I know I have thought about what it was like for them before, but I have never really thought about it. I have not had the time. In my current limbo, I have a lot of time.

There are many people in my life who are dear to me, and try as I might, I do not remember telling them. Apart from the above, I remember telling A Twin on the phone. I remember telling a Lali as she sat at the bottom left of my bed, for her to repeat over and over again ‘okay’. I remember GB calling me, for me to finish my happy news for him to tell me that he had to perform in five minutes time. And I remember my friend Katy calling me crying, not knowing why I was in hospital for me to pass the phone onto Mamma Jones on the Saturday morning because I could not speak the words again.

I know there were a lot of people that passed the message on for me like a communication tree. I do not remember my conversation with the Barber of Northampton, but I know I tasked him to inform people, and I know that Middlesborough and WM told the work folk about My Myeloma. I could not do it myself.

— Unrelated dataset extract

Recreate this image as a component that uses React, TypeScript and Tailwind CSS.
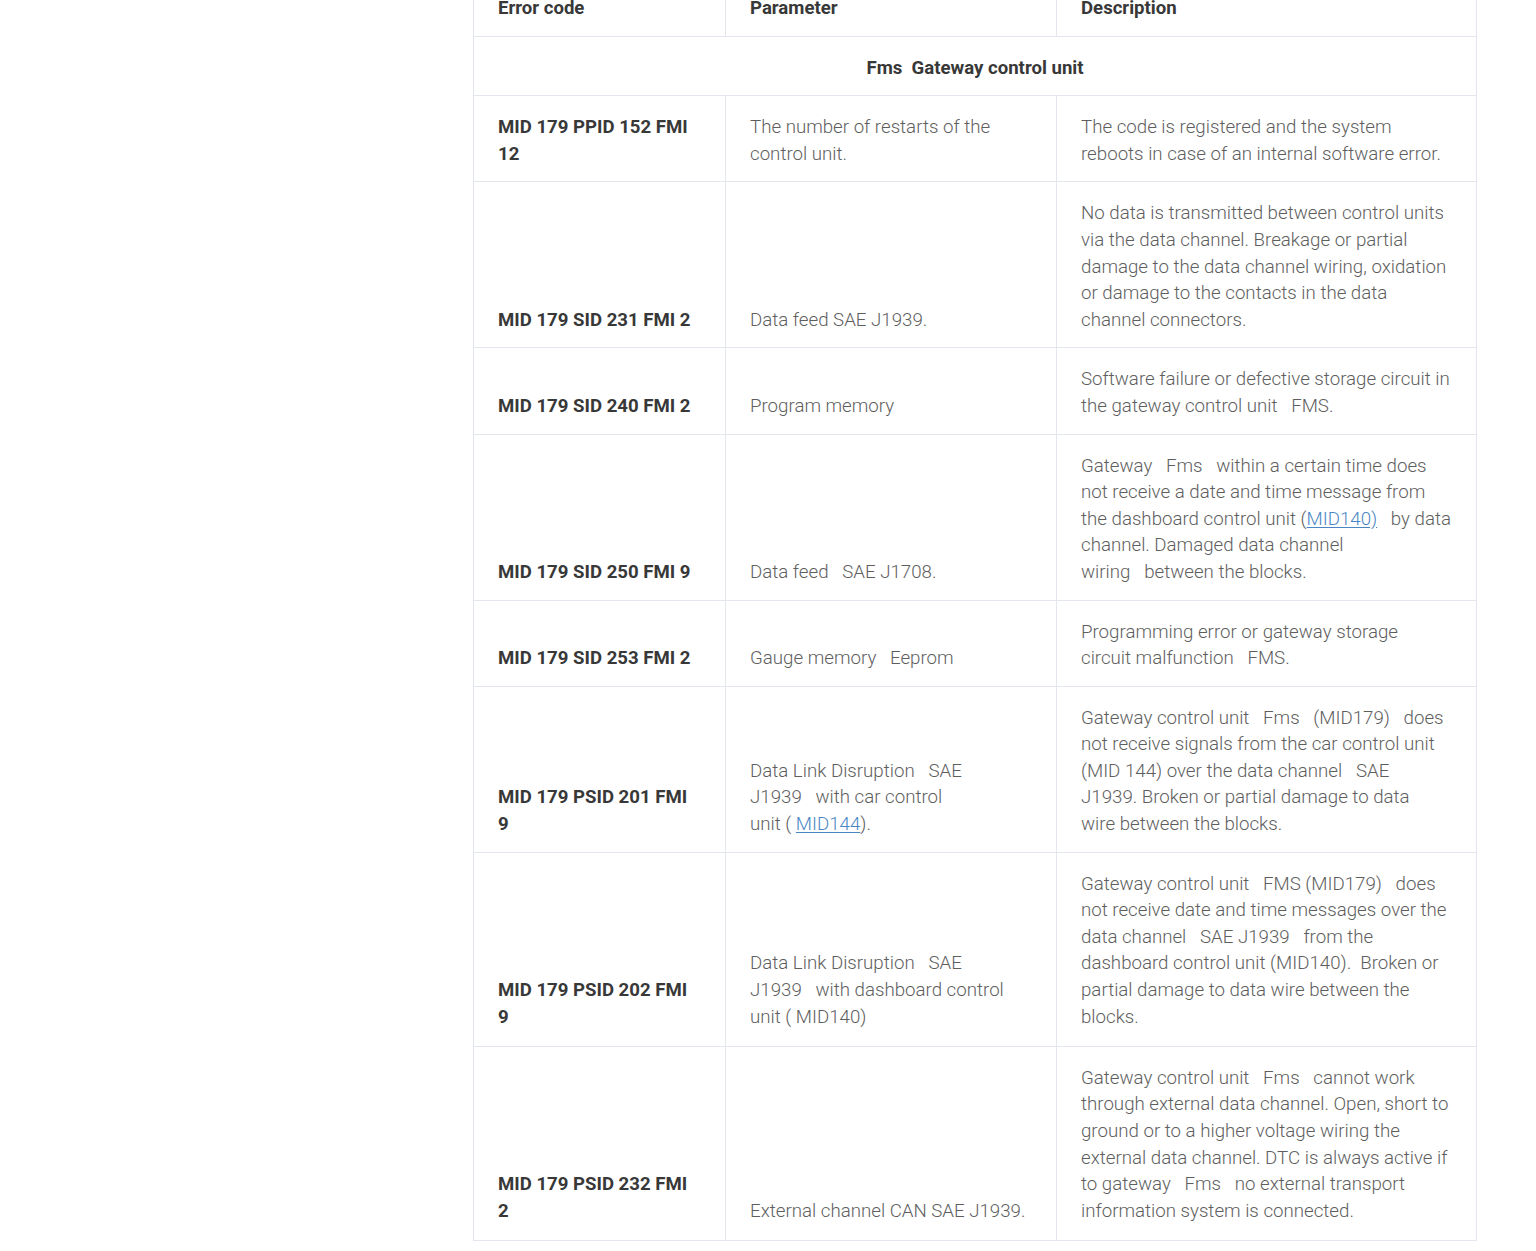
import React from "react";

const S = " \u00a0 ";
const N = "\u00a0\u00a0\u00a0";

type Row = { code: React.ReactNode; param: React.ReactNode; desc: React.ReactNode; tall?: boolean };

const Link = ({ children }: { children: React.ReactNode }) => (
  <a href="#" className="text-[#4a86c5] underline underline-offset-2">
    {children}
  </a>
);

const rows: Row[] = [
  {
    code: "MID 179 PPID 152 FMI 12",
    param: "The number of restarts of the control unit.",
    desc: "The code is registered and the system reboots in case of an internal software error.",
  },
  {
    code: "MID 179 SID 231 FMI 2",
    param: "Data feed SAE J1939.",
    desc: "No data is transmitted between control units via the data channel. Breakage or partial damage to the data channel wiring, oxidation or damage to the contacts in the data channel connectors.",
  },
  {
    code: "MID 179 SID 240 FMI 2",
    param: "Program memory",
    desc: <>Software failure or defective storage circuit in the gateway control unit{S}FMS.</>,
  },
  {
    code: "MID 179 SID 250 FMI 9",
    param: <>Data feed{S}SAE J1708.</>,
    desc: (
      <>
        Gateway{S}Fms{S}within a certain time does not receive a date and time message from the dashboard control unit (<Link>MID140)</Link>{S}by data channel. Damaged data channel wiring{N}between the blocks.
      </>
    ),
  },
  {
    code: "MID 179 SID 253 FMI 2",
    param: <>Gauge memory{S}Eeprom</>,
    desc: <>Programming error or gateway storage circuit malfunction{S}FMS.</>,
  },
  {
    code: "MID 179 PSID 201 FMI 9",
    param: (
      <>
        Data Link Disruption{S}SAE J1939{N}with car control unit{"\u00a0(\u00a0"}<Link>MID144</Link>).
      </>
    ),
    desc: (
      <>
        Gateway control unit{S}Fms{S}(MID179){S}does not receive signals from the car control unit (MID 144) over the data channel{S}SAE J1939.{"\u00a0"}Broken or partial damage to data wire{"\u00a0"}between the blocks.
      </>
    ),
  },
  {
    code: "MID 179 PSID 202 FMI 9",
    param: <>Data Link Disruption{S}SAE J1939{N}with dashboard control unit{"\u00a0(\u00a0"}MID140)</>,
    desc: (
      <>
        Gateway control unit{S}FMS (MID179){S}does not receive date and time messages over the data channel{S}SAE J1939{S}from the dashboard control unit (MID140).{"\u00a0 "}Broken or partial damage to data wire between the blocks.
      </>
    ),
    tall: true,
  },
  {
    code: "MID 179 PSID 232 FMI 2",
    param: "External channel CAN SAE J1939.",
    desc: (
      <>
        Gateway control unit{S}Fms{S}cannot work through external data channel. Open, short to ground or to a higher voltage wiring the external data channel. DTC is always active if to gateway{S}Fms{S}no external transport information system is connected.
      </>
    ),
    tall: true,
  },
];

const base = "border border-[#e3e6ed] px-6 pt-[18px] align-bottom";
const bold = "font-bold text-[#383838] text-[18.6px]";
const light = "font-light text-[#5e5e5e] text-[18.7px]";

export default function App() {
  return (
    <div
      className="min-h-[1251px] bg-white overflow-hidden"
      style={{ fontFamily: "Roboto, 'Liberation Sans', sans-serif" }}
    >
      <div className="ml-[473px] w-[1003px] -mt-[22px]">
        <table className="w-full border-collapse table-fixed leading-[26.6px]">
          <colgroup>
            <col className="w-[252px]" />
            <col className="w-[331px]" />
            <col className="w-[420px]" />
          </colgroup>
          <thead>
            <tr>
              {["Error code", "Parameter", "Description"].map((h) => (
                <th
                  key={h}
                  className={`border border-[#e3e6ed] px-6 pt-[16px] pb-[14px] text-left align-bottom ${bold}`}
                >
                  {h}
                </th>
              ))}
            </tr>
          </thead>
          <tbody>
            <tr>
              <td colSpan={3} className={`border border-[#e3e6ed] px-6 pt-[18px] pb-[14px] text-center ${bold}`}>
                Fms{"\u00a0 "}Gateway control unit
              </td>
            </tr>
            {rows.map((r, i) => {
              const cell = `${base} ${r.tall ? "pb-[15.5px]" : "pb-[14px]"}`;
              return (
                <tr key={i}>
                  <td className={`${cell} ${bold}`}>{r.code}</td>
                  <td className={`${cell} ${light}`}>{r.param}</td>
                  <td className={`${cell} ${light}`}>{r.desc}</td>
                </tr>
              );
            })}
          </tbody>
        </table>
      </div>
    </div>
  );
}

I do not know what happened when I was not around. I do not know how my family took the news nor what they said to each other. I do not know what my friends did or whether they discussed it with each other. I found myself reminiscing about the happy August of 2012, with some friends and they told me about how they managed the early days. I can smile now about the pain I experienced before I was admitted to hospital, not knowing the cause of my pain and how I joked about it being cancer. I cannot joke about how people managed my diagnosis. I do not know what people did or said out of my view. I do not know if it is wise for me to think about it. I found out yesterday that my best friend managed it by crying under a hand drier in a toilet, she was probably inebriated, but I know her, and she probably would have done that with or without the beer.

I think the shock of finding out that somebody has cancer is something many people would wish to never experience. The shock of finding out that somebody young has a cancer with no cure is something else. It is unexpected and it is a tragedy. I experienced that reaction. I was overwhelmed by it. I experienced it with everybody who came to my bed, sent me a card, wrote to me or were kind enough to send me gifts. My diagnosis pulled the rug from under not only my feet, but the feet of all those people in my life, especially those who love me.

My friend said to me that she thought it is easier for people to understand what has happened to me now, if they had seen me during those earlier days at UCLH and watched how I become accustomed with it. I do not know whether she is right. My sister said people would forget about me once the shock of my diagnosis had passed. I do not know whether she is right either.

Six months on, My Myeloma continues to have a life of its own. Every day it tugs a little bit more wool away from below my feet and everyday is a struggle whether I show it or not. I live it everyday. It is with me everyday. Big Sister, Mamma Jones and My Myeloma are my constants.* My Myeloma really is with me everyday. I cannot see a day when it will not be with me. Now, however, six months on, the daily impact of my buddy, is not felt by the masses who came to my bed, sent me a card, wrote to me or were kind enough to send me gifts. Their lives have moved on and now the shock of my diagnosis is a memory. They do not live it everyday. The fact my life has been put on hold is not news anymore.

My Myeloma was far easier to manage when it was.


* It should be said that I have people who are my weekends and those weekends are like a hot water bottle and EMan’s paw rolled into one.